In a state where summer heat steadily shortens membrane life and storm season can compress timelines without warning, a forward capital plan also protects budgets from surprise. We help you fund the right reserve, time replacements to avoid emergency premiums, and weigh reflective or recoat options on heat-stressed low-slope roofs where they genuinely extend service life rather than simply deferring the inevitable. For owners underwriting acquisitions, the same discipline applies before purchase: a clear-eyed read on the roofs across a target portfolio in Birmingham or the Mobile industrial market often reshapes the deal, because deferred roof liability is one of the most commonly underestimated costs in Southeastern commercial real estate.

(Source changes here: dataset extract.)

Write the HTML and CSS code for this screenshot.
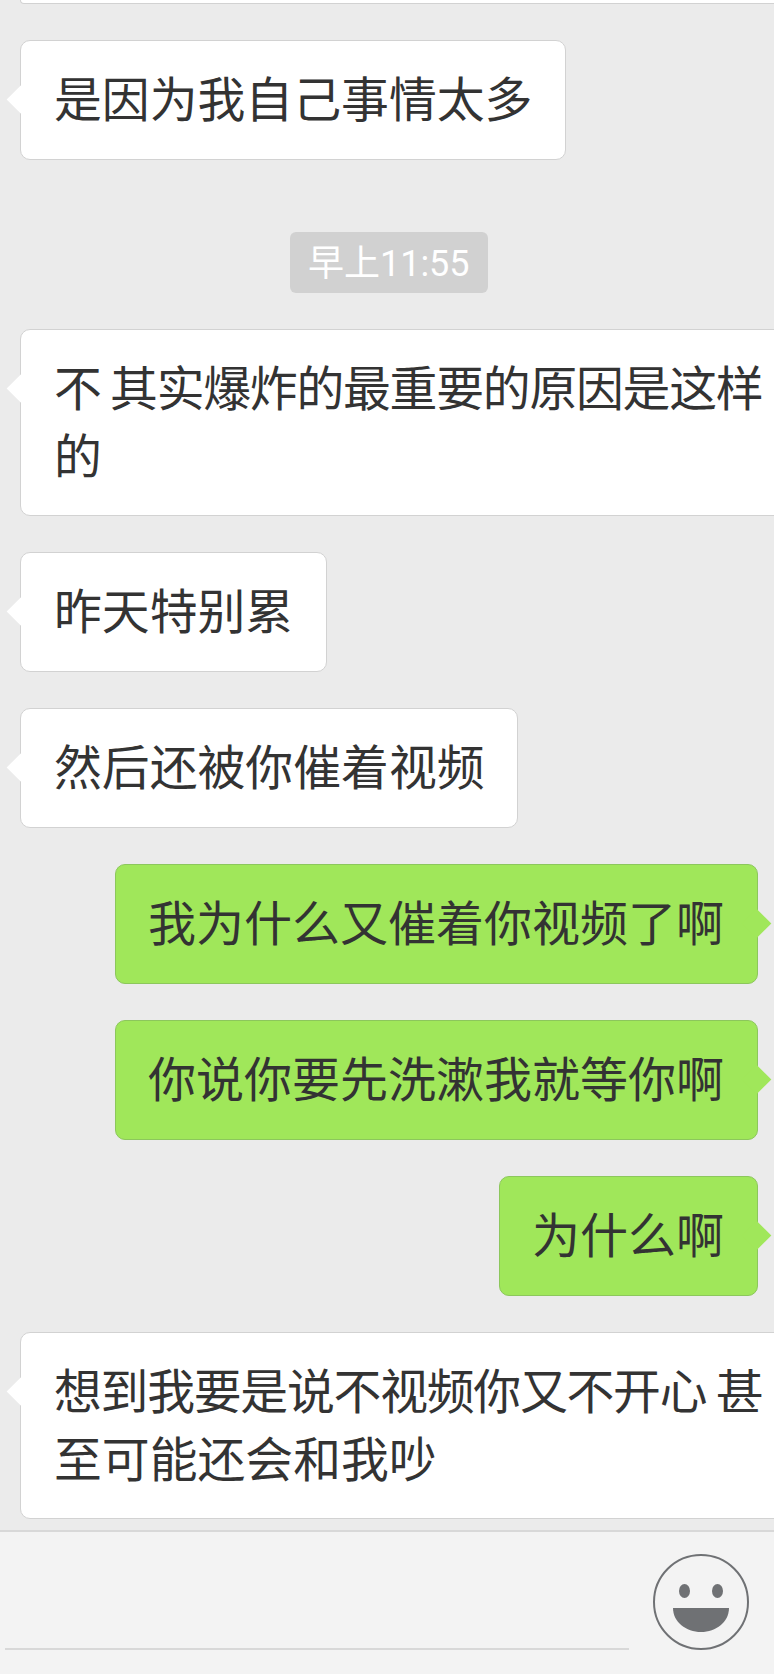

Managing warranty exposure and contractors
Roof warranties in Alabama fail owners in predictable ways, and the failures cluster around documentation and post-storm response. Manufacturer warranties carry exclusions — wind speed thresholds, ponding, unauthorized rooftop work by HVAC or solar trades — that quietly void coverage, and an owner who cannot prove the cause and timeline of a defect usually loses the claim. We track warranty terms and conditions across your portfolio, flag the maintenance obligations that keep coverage alive, and make sure rooftop access by other trades does not silently forfeit your protection.
When work does need to happen, we stay owner-side. We help define the scope so bids are comparable, evaluate contractor proposals on equivalent terms rather than headline price, and verify on completion that the installed work matches the specification and actually reinstates warranty coverage. On Gulf-exposed Mobile assets in particular, we make sure perimeter and edge-metal detailing meets the wind requirements the coast demands, because that is the first thing to fail in a hurricane and the first thing a denied claim points to. The result is a single, accountable view of every roof you hold in Alabama — what it is, what it is worth protecting, and what it will cost to keep it sound through the next decade of heat and storms.